The mechanical conception of life repels us because of its association in our minds with the fabrications of our own hands–the dead metal and wood and the noise and dust of our machine-ridden and machine-produced civilization.

But Nature makes no machines like our own. She uses mechanical principles everywhere, in inert matter and in living bodies, but she does not use them in the bald and literal way we do. We must divest her mechanisms of the rigidity and angularity that pertain to the works of our own hands. Her hooks and hinges and springs and sails and coils and aeroplanes, all involve mechanical contrivances, but how differently they impress us from our own application of the same principles! Even in inert matter–in the dews, the rains, the winds, the tides, the snows, the streams,–her mechanics and her chemistry and her hydrostatics and pneumatics, seem much nearer akin to life than our own.
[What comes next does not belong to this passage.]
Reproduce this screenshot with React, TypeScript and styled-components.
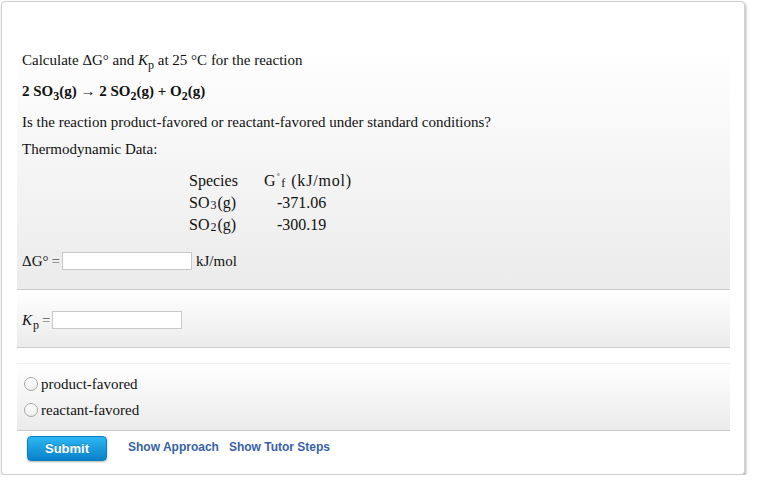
import { createGlobalStyle, styled } from "styled-components";

const GlobalStyle = createGlobalStyle`
  html, body {
    margin: 0;
    padding: 0;
    background: #ffffff;
  }
  body {
    font-family: "Liberation Serif", "Times New Roman", serif;
    color: #111;
  }
`;

const Card = styled.div`
  width: 713px;
  margin: 1px 0 0 1px;
  padding: 45px 14px 13px 15px;
  border: 1px solid #cfcfcf;
  border-radius: 4px;
  background: #fff;
  box-shadow: 1px 2px 3px rgba(0, 0, 0, 0.3);
`;

const Section = styled.div<{ $top?: string }>`
  background: linear-gradient(#ffffff, #ebebeb);
  border-bottom: 1px solid #cccccc;
  border-top: ${(p) => p.$top || "none"};
  font-size: 15px;
`;

const Intro = styled(Section)`
  padding: 4px 5px 18px;
`;

const KpSection = styled(Section)`
  padding: 20px 5px 17px;
`;

const ChoiceSection = styled(Section)`
  margin-top: 15px;
  padding: 7px 5px 7px 7px;
`;

const Para = styled.p<{ $space: number; $bold?: boolean }>`
  margin: 0 0 ${(p) => p.$space}px;
  line-height: 18px;
  font-weight: ${(p) => (p.$bold ? "bold" : "normal")};

  sub {
    font-size: 12px;
    line-height: 0;
    vertical-align: -4px;
  }
`;

const Italic = styled.i`
  font-style: italic;
`;

const DataTable = styled.table`
  margin: 12px 0 0 167px;
  border-collapse: collapse;
  font-size: 16px;

  td {
    padding: 0;
    height: 22px;
    line-height: 22px;
    white-space: nowrap;
  }
  td:first-child {
    width: 75px;
  }
  sub {
    font-size: 12px;
    line-height: 0;
    vertical-align: -1px;
    margin: 0 1px;
  }
  sup {
    font-size: 11px;
    line-height: 0;
    vertical-align: 5px;
    margin-left: 1px;
  }
`;

const Unit = styled.span`
  margin-left: 5px;
  letter-spacing: 0.8px;
`;

const Value = styled.td`
  padding-left: 13px !important;
`;

const AnswerRow = styled.div<{ $top: number }>`
  display: flex;
  align-items: center;
  height: 20px;
  margin-top: ${(p) => p.$top}px;
  font-size: 15px;
`;

const Label = styled.span`
  line-height: 18px;

  sub {
    font-size: 12px;
    line-height: 0;
    vertical-align: -4px;
    margin-left: 1px;
  }
`;

const Equals = styled.span`
  color: #555;
  margin: 0 2px 0 3px;
`;

const TextInput = styled.input`
  width: 124px;
  height: 12px;
  padding: 2px 2px;
  margin: 0 4px 0 0;
  border: 1px solid #c9c9c9;
  background: #fff;
  font-size: 12px;
  outline: none;
`;

const Choice = styled.label`
  display: flex;
  align-items: center;
  height: 26px;
  font-size: 15px;
  cursor: pointer;
`;

const Radio = styled.span`
  width: 12px;
  height: 12px;
  margin-right: 3px;
  border: 1px solid #a7a7a7;
  border-radius: 50%;
  background: linear-gradient(#ffffff, #ededed);
  box-sizing: content-box;
`;

const Footer = styled.div`
  display: flex;
  align-items: center;
  padding: 5px 0 0 10px;
  font-family: "Liberation Sans", Arial, sans-serif;
`;

const SubmitButton = styled.button`
  width: 80px;
  height: 25px;
  margin-right: 21px;
  border: 1px solid #0b7fc6;
  border-radius: 4px;
  background: linear-gradient(#2cb8f2, #0a80ca);
  box-shadow: 0 1px 2px rgba(0, 0, 0, 0.3);
  color: #fff;
  font-family: "Liberation Sans", Arial, sans-serif;
  font-weight: bold;
  font-size: 13px;
  text-shadow: 0 -1px 0 rgba(0, 0, 0, 0.2);
  padding: 0;
  cursor: pointer;
`;

const LinkButton = styled.a`
  margin-right: 10px;
  margin-top: -4px;
  color: #3862a8;
  font-weight: bold;
  font-size: 12px;
  text-decoration: none;
  cursor: pointer;
`;

const species = [
  { name: "SO", sub: "3", value: "-371.06" },
  { name: "SO", sub: "2", value: "-300.19" },
];

export default function App() {
  return (
    <>
      <GlobalStyle />
      <Card>
        <Intro>
          <Para $space={13}>
            Calculate ΔG° and <Italic>K</Italic>
            <sub>p</sub> at 25 °C for the reaction
          </Para>
          <Para $space={13} $bold>
            2 SO<sub>3</sub>(g) → 2 SO<sub>2</sub>(g) + O<sub>2</sub>(g)
          </Para>
          <Para $space={9}>
            Is the reaction product-favored or reactant-favored under standard
            conditions?
          </Para>
          <Para $space={0}>Thermodynamic Data:</Para>
          <DataTable>
            <tbody>
              <tr>
                <td>Species</td>
                <td>
                  G<sup>˚</sup>
                  <sub>f</sub>
                  <Unit>(kJ/mol)</Unit>
                </td>
              </tr>
              {species.map((s) => (
                <tr key={s.value}>
                  <td>
                    {s.name}
                    <sub>{s.sub}</sub>(g)
                  </td>
                  <Value>{s.value}</Value>
                </tr>
              ))}
            </tbody>
          </DataTable>
          <AnswerRow $top={15}>
            <Label>ΔG°</Label>
            <Equals>=</Equals>
            <TextInput type="text" />
            kJ/mol
          </AnswerRow>
        </Intro>
        <KpSection>
          <AnswerRow $top={0}>
            <Label>
              <Italic>K</Italic>
              <sub>p</sub>
            </Label>
            <Equals>=</Equals>
            <TextInput type="text" />
          </AnswerRow>
        </KpSection>
        <ChoiceSection $top="1px solid #eeeeee">
          <Choice>
            <Radio />
            product-favored
          </Choice>
          <Choice>
            <Radio />
            reactant-favored
          </Choice>
        </ChoiceSection>
        <Footer>
          <SubmitButton>Submit</SubmitButton>
          <LinkButton>Show Approach</LinkButton>
          <LinkButton>Show Tutor Steps</LinkButton>
        </Footer>
      </Card>
    </>
  );
}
We must remember that Nature’s machines are not human machines. When we place our machine so that it is driven by the great universal currents,–the wheel in the stream, the sail on the water,–the result is much more pleasing and poetic than when propelled by artificial power. The more machinery we get between ourselves and Nature, the farther off Nature seems. The marvels of crystallization, the beautiful vegetable forms which the frost etches upon the stone flagging of the sidewalk, and upon the window-pane, delight us and we do not reason why. A natural bridge pleases more than one which is the work of an engineer, yet the natural bridge can only stand when it is based upon good engineering principles. I found at the great Colorado CaƱon, that the more the monuments of erosion were suggestive of human structures, or engineering and architectural works, the more I was impressed by them. We are pleased when Nature imitates man, and we are pleased when man imitates Nature, and yet we recoil from the thought that life is only applied mechanics and chemistry. But the thought that it is mechanics and chemistry applied by something of which they as such, form no part, some agent or principle which we call vitality, is welcome to us. No machine we have ever made or seen can wind itself up, or has life, no chemical compound from the laboratories ever develops a bit of organic matter, and therefore we are disbelievers in the powers of these things.